An exact copy of all the data is required, with pictures left out.

● ● ● ●

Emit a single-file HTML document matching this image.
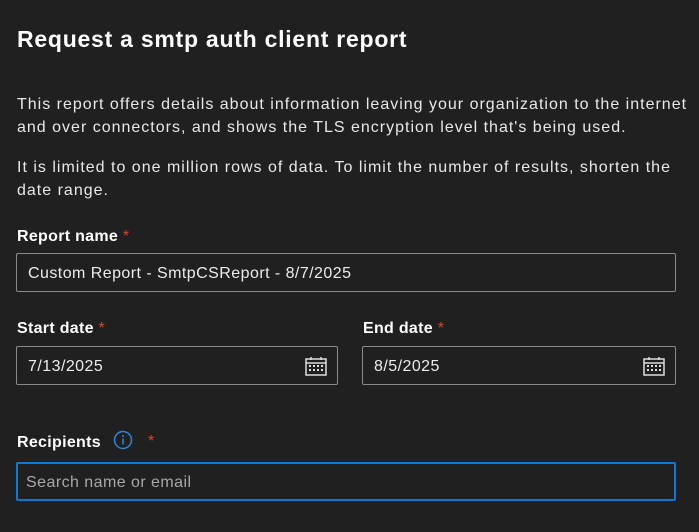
<!DOCTYPE html>
<html><head><meta charset="utf-8"><style>
*{margin:0;padding:0;box-sizing:border-box}
body{width:699px;height:532px;background:#202020;color:#fff;font-family:"Segoe UI","Liberation Sans",sans-serif;position:relative;overflow:hidden}
.a{position:absolute;white-space:nowrap}
h1{font-size:23px;letter-spacing:0.75px;font-weight:bold;left:17px;top:26px}
p{font-size:16px;letter-spacing:1px;color:#e8e8e8;left:17px;line-height:23px}
.l{font-size:16px;letter-spacing:0.3px;font-weight:bold}
.s{color:#e0431f;font-weight:normal}
.in{position:absolute;border:1px solid #8a8a8a;border-radius:2px;height:39px;font-size:16px;letter-spacing:0.45px;color:#ececec;padding:0 11px;line-height:40px}
.cal{position:absolute;right:10px;top:9px}
</style></head><body>
<h1 class="a">Request a smtp auth client report</h1>
<p class="a" style="top:93px">This report offers details about information leaving your organization to the internet<br>and over connectors, and shows the TLS encryption level that's being used.</p>
<p class="a" style="top:156px">It is limited to one million rows of data. To limit the number of results, shorten the<br>date range.</p>
<div class="a l" style="left:17px;top:228px">Report name <span class="s">*</span></div>
<div class="in" style="left:16px;top:253px;width:660px">Custom Report - SmtpCSReport - 8/7/2025</div>
<div class="a l" style="left:17px;top:320px">Start date <span class="s">*</span></div>
<div class="a l" style="left:363px;top:320px">End date <span class="s">*</span></div>
<div class="in" style="left:16px;top:346px;width:322px">7/13/2025
<svg class="cal" width="22" height="20" viewBox="0 0 22 20" fill="none" stroke="#ddd" stroke-width="1.5"><rect x="1" y="3" width="20" height="16"/><line x1="1" y1="7" x2="21" y2="7"/><line x1="6" y1="1" x2="6" y2="4"/><line x1="16" y1="1" x2="16" y2="4"/><g fill="#ddd" stroke="none"><rect x="4" y="9" width="2" height="2"/><rect x="8" y="9" width="2" height="2"/><rect x="12" y="9" width="2" height="2"/><rect x="16" y="9" width="2" height="2"/><rect x="4" y="13" width="2" height="2"/><rect x="8" y="13" width="2" height="2"/><rect x="12" y="13" width="2" height="2"/><rect x="16" y="13" width="2" height="2"/></g></svg></div>
<div class="in" style="left:362px;top:346px;width:314px">8/5/2025
<svg class="cal" width="22" height="20" viewBox="0 0 22 20" fill="none" stroke="#ddd" stroke-width="1.5"><rect x="1" y="3" width="20" height="16"/><line x1="1" y1="7" x2="21" y2="7"/><line x1="6" y1="1" x2="6" y2="4"/><line x1="16" y1="1" x2="16" y2="4"/><g fill="#ddd" stroke="none"><rect x="4" y="9" width="2" height="2"/><rect x="8" y="9" width="2" height="2"/><rect x="12" y="9" width="2" height="2"/><rect x="16" y="9" width="2" height="2"/><rect x="4" y="13" width="2" height="2"/><rect x="8" y="13" width="2" height="2"/><rect x="12" y="13" width="2" height="2"/><rect x="16" y="13" width="2" height="2"/></g></svg></div>
<div class="a l" style="left:17px;top:434px">Recipients</div>
<svg class="a" style="left:113px;top:430px" width="20" height="20" viewBox="0 0 20 20"><circle cx="10" cy="10" r="8.5" fill="none" stroke="#2b88d8" stroke-width="1.5"/><circle cx="10" cy="6" r="1" fill="#2b88d8"/><line x1="10" y1="8.5" x2="10" y2="14.5" stroke="#2b88d8" stroke-width="1.5"/></svg>
<div class="a s" style="left:148px;top:433px;font-size:16px">*</div>
<div class="in" style="left:16px;top:462px;width:660px;border:2px solid #0f78d4;color:#a8a8a8;line-height:38px;padding-left:8px">Search name or email</div>
</body></html>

● ● ● ●

§ Answer:
Emit a single-file HTML document matching this image.
<!DOCTYPE html>
<html><head><meta charset="utf-8"><style>
*{margin:0;padding:0;box-sizing:border-box}
body{width:699px;height:532px;background:#202020;color:#fff;font-family:"Segoe UI","Liberation Sans",sans-serif;position:relative;overflow:hidden}
.a{position:absolute;white-space:nowrap}
h1{font-size:23px;letter-spacing:0.75px;font-weight:bold;left:17px;top:26px}
p{font-size:16px;letter-spacing:1px;color:#e8e8e8;left:17px;line-height:23px}
.l{font-size:16px;letter-spacing:0.3px;font-weight:bold}
.s{color:#e0431f;font-weight:normal}
.in{position:absolute;border:1px solid #8a8a8a;border-radius:2px;height:39px;font-size:16px;letter-spacing:0.45px;color:#ececec;padding:0 11px;line-height:40px}
.cal{position:absolute;right:10px;top:9px}
</style></head><body>
<h1 class="a">Request a smtp auth client report</h1>
<p class="a" style="top:93px">This report offers details about information leaving your organization to the internet<br>and over connectors, and shows the TLS encryption level that's being used.</p>
<p class="a" style="top:156px">It is limited to one million rows of data. To limit the number of results, shorten the<br>date range.</p>
<div class="a l" style="left:17px;top:228px">Report name <span class="s">*</span></div>
<div class="in" style="left:16px;top:253px;width:660px">Custom Report - SmtpCSReport - 8/7/2025</div>
<div class="a l" style="left:17px;top:320px">Start date <span class="s">*</span></div>
<div class="a l" style="left:363px;top:320px">End date <span class="s">*</span></div>
<div class="in" style="left:16px;top:346px;width:322px">7/13/2025
<svg class="cal" width="22" height="20" viewBox="0 0 22 20" fill="none" stroke="#ddd" stroke-width="1.5"><rect x="1" y="3" width="20" height="16"/><line x1="1" y1="7" x2="21" y2="7"/><line x1="6" y1="1" x2="6" y2="4"/><line x1="16" y1="1" x2="16" y2="4"/><g fill="#ddd" stroke="none"><rect x="4" y="9" width="2" height="2"/><rect x="8" y="9" width="2" height="2"/><rect x="12" y="9" width="2" height="2"/><rect x="16" y="9" width="2" height="2"/><rect x="4" y="13" width="2" height="2"/><rect x="8" y="13" width="2" height="2"/><rect x="12" y="13" width="2" height="2"/><rect x="16" y="13" width="2" height="2"/></g></svg></div>
<div class="in" style="left:362px;top:346px;width:314px">8/5/2025
<svg class="cal" width="22" height="20" viewBox="0 0 22 20" fill="none" stroke="#ddd" stroke-width="1.5"><rect x="1" y="3" width="20" height="16"/><line x1="1" y1="7" x2="21" y2="7"/><line x1="6" y1="1" x2="6" y2="4"/><line x1="16" y1="1" x2="16" y2="4"/><g fill="#ddd" stroke="none"><rect x="4" y="9" width="2" height="2"/><rect x="8" y="9" width="2" height="2"/><rect x="12" y="9" width="2" height="2"/><rect x="16" y="9" width="2" height="2"/><rect x="4" y="13" width="2" height="2"/><rect x="8" y="13" width="2" height="2"/><rect x="12" y="13" width="2" height="2"/><rect x="16" y="13" width="2" height="2"/></g></svg></div>
<div class="a l" style="left:17px;top:434px">Recipients</div>
<svg class="a" style="left:113px;top:430px" width="20" height="20" viewBox="0 0 20 20"><circle cx="10" cy="10" r="8.5" fill="none" stroke="#2b88d8" stroke-width="1.5"/><circle cx="10" cy="6" r="1" fill="#2b88d8"/><line x1="10" y1="8.5" x2="10" y2="14.5" stroke="#2b88d8" stroke-width="1.5"/></svg>
<div class="a s" style="left:148px;top:433px;font-size:16px">*</div>
<div class="in" style="left:16px;top:462px;width:660px;border:2px solid #0f78d4;color:#a8a8a8;line-height:38px;padding-left:8px">Search name or email</div>
</body></html>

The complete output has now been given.